* Begin DATASET *

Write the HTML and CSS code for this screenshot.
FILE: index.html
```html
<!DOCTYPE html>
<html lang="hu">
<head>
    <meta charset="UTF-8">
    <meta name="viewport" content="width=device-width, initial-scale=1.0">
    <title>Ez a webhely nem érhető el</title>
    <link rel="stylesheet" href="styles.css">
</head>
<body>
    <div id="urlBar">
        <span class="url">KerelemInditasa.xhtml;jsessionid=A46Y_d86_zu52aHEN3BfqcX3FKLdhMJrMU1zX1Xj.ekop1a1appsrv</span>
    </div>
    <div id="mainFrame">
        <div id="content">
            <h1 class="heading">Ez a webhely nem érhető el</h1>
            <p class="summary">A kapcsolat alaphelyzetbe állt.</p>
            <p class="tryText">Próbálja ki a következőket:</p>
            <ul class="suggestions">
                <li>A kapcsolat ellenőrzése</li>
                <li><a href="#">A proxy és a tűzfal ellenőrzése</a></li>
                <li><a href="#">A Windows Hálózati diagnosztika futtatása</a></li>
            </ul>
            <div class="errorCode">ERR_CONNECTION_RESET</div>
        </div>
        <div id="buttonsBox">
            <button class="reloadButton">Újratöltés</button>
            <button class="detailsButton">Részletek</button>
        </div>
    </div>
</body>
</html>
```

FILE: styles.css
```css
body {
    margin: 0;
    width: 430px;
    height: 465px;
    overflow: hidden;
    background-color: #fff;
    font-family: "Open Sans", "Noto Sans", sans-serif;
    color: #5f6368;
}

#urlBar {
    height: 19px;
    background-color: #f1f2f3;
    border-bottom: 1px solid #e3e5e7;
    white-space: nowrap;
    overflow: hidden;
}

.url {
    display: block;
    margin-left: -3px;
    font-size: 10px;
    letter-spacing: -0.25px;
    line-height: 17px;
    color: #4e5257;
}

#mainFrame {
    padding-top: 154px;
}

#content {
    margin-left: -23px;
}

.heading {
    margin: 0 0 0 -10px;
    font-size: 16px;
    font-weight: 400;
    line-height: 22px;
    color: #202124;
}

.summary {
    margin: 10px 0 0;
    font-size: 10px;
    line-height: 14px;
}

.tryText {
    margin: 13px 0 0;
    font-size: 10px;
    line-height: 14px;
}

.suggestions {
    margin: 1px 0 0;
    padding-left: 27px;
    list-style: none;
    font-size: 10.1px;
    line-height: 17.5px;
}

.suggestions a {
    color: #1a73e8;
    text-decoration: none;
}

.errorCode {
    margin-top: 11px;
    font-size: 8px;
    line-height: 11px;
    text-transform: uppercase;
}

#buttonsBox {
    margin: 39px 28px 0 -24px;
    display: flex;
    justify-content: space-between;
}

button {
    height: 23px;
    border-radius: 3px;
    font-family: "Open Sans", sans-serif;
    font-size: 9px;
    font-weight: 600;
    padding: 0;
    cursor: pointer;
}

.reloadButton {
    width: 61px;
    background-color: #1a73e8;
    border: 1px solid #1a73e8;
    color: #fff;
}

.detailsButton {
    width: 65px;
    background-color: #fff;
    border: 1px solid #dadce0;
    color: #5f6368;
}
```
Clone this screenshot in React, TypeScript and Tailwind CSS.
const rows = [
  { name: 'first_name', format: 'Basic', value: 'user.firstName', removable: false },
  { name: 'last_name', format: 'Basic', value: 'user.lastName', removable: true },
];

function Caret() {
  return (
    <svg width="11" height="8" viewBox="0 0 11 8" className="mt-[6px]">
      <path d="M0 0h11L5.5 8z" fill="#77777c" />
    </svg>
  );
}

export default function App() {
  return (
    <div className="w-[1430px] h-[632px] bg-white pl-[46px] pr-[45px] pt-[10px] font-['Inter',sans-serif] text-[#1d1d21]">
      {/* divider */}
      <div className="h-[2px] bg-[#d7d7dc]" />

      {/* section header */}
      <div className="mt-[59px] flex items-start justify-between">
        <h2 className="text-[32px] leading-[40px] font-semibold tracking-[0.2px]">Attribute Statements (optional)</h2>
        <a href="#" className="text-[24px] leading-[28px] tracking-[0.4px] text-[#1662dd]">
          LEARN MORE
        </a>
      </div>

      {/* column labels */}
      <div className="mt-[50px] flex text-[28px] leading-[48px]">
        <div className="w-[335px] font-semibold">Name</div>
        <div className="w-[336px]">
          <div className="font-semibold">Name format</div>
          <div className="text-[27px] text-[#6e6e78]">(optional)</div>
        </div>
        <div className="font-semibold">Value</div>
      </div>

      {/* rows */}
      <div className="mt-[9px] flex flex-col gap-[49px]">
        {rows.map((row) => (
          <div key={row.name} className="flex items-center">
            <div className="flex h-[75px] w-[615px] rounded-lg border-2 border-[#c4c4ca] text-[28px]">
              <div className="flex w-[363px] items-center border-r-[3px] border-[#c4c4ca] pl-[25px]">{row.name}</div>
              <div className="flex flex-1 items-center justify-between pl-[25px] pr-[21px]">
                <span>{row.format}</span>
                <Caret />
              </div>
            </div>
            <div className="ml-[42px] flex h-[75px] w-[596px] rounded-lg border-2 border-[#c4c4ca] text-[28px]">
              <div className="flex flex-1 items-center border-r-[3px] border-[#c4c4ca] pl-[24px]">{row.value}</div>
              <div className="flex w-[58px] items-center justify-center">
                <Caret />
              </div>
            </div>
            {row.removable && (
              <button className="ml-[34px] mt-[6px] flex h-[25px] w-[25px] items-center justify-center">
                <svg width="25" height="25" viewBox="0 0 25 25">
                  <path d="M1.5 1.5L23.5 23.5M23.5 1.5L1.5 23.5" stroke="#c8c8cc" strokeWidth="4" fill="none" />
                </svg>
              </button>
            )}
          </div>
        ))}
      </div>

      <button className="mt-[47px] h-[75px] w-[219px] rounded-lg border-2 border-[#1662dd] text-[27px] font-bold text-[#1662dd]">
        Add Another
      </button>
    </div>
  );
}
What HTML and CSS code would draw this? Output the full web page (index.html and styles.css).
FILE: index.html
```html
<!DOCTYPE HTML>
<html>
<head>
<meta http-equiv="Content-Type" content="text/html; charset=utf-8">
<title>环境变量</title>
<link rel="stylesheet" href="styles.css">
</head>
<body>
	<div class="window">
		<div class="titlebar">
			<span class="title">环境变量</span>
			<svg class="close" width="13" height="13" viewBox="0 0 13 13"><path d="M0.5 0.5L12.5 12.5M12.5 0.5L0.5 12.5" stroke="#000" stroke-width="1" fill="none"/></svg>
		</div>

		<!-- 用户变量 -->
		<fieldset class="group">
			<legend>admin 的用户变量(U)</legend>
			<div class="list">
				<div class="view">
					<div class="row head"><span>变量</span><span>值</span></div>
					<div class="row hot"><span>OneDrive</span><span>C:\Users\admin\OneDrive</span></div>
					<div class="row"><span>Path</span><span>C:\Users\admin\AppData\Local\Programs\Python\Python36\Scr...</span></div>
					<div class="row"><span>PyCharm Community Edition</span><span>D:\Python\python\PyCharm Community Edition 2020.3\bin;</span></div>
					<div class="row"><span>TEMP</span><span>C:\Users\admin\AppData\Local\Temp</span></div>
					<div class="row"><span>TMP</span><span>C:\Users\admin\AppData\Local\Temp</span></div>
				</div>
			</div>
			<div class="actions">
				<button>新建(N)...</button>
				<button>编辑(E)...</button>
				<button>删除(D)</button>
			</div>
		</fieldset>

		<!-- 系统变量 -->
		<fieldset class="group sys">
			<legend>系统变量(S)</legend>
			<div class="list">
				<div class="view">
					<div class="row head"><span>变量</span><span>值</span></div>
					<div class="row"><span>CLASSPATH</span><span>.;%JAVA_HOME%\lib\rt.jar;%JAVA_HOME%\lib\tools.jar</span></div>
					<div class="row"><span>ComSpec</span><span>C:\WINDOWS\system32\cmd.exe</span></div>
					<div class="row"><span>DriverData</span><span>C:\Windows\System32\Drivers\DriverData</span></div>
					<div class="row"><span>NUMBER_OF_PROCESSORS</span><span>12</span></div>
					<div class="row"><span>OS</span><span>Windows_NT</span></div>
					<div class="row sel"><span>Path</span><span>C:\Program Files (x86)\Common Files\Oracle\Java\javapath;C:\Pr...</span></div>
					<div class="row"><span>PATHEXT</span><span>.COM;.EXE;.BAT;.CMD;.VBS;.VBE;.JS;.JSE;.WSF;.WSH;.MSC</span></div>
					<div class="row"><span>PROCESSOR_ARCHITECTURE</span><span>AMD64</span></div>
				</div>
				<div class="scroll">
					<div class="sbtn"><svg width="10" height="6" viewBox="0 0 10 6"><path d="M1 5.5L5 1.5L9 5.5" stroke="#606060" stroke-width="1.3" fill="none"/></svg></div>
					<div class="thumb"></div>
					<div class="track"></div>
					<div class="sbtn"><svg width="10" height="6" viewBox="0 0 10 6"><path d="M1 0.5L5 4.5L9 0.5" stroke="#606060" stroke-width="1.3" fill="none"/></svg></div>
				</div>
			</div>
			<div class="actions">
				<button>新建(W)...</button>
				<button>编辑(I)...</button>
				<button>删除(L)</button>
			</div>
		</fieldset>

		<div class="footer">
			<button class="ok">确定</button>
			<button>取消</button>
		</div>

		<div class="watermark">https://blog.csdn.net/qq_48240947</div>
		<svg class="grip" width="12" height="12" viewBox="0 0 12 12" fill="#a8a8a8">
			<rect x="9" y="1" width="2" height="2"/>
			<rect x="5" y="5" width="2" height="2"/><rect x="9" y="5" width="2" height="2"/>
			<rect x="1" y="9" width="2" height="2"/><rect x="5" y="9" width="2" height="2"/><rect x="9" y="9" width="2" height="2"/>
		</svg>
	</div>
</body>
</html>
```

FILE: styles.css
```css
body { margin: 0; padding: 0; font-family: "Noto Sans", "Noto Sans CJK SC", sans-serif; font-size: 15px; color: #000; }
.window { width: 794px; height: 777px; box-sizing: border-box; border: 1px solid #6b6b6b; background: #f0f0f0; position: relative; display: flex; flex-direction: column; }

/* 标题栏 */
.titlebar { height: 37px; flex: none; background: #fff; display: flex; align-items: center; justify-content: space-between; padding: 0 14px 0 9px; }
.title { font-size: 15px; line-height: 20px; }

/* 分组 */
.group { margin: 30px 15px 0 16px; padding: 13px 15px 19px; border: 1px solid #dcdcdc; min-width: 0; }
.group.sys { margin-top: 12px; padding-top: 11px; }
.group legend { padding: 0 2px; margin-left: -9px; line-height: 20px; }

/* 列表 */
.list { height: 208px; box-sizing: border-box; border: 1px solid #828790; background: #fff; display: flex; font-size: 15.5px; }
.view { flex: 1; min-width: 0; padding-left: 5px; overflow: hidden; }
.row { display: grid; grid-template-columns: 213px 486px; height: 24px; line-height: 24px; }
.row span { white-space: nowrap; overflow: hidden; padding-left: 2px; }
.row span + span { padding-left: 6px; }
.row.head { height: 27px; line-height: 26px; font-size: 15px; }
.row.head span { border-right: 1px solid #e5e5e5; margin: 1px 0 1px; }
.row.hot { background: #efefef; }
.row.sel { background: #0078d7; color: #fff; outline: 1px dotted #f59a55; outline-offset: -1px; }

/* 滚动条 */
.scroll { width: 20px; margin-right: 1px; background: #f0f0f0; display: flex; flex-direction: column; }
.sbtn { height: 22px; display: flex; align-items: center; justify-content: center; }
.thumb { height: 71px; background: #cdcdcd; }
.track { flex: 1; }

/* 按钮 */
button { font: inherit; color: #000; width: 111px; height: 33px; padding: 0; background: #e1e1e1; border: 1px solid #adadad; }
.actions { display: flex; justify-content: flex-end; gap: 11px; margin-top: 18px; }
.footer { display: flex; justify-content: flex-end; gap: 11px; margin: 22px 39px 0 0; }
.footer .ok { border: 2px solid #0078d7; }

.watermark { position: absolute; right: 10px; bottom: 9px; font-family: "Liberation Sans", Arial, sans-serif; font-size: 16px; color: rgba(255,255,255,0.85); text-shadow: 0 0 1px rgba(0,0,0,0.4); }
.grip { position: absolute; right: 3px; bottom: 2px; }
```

* End DATASET *

PROBLEM DESCRIPTION » Isolate the lines that hold the word "this" and copy all of them.

EXERCISE RESULT »
Write the HTML and CSS code for this screenshot.
Clone this screenshot in React, TypeScript and Tailwind CSS.
What HTML and CSS code would draw this? Output the full web page (index.html and styles.css).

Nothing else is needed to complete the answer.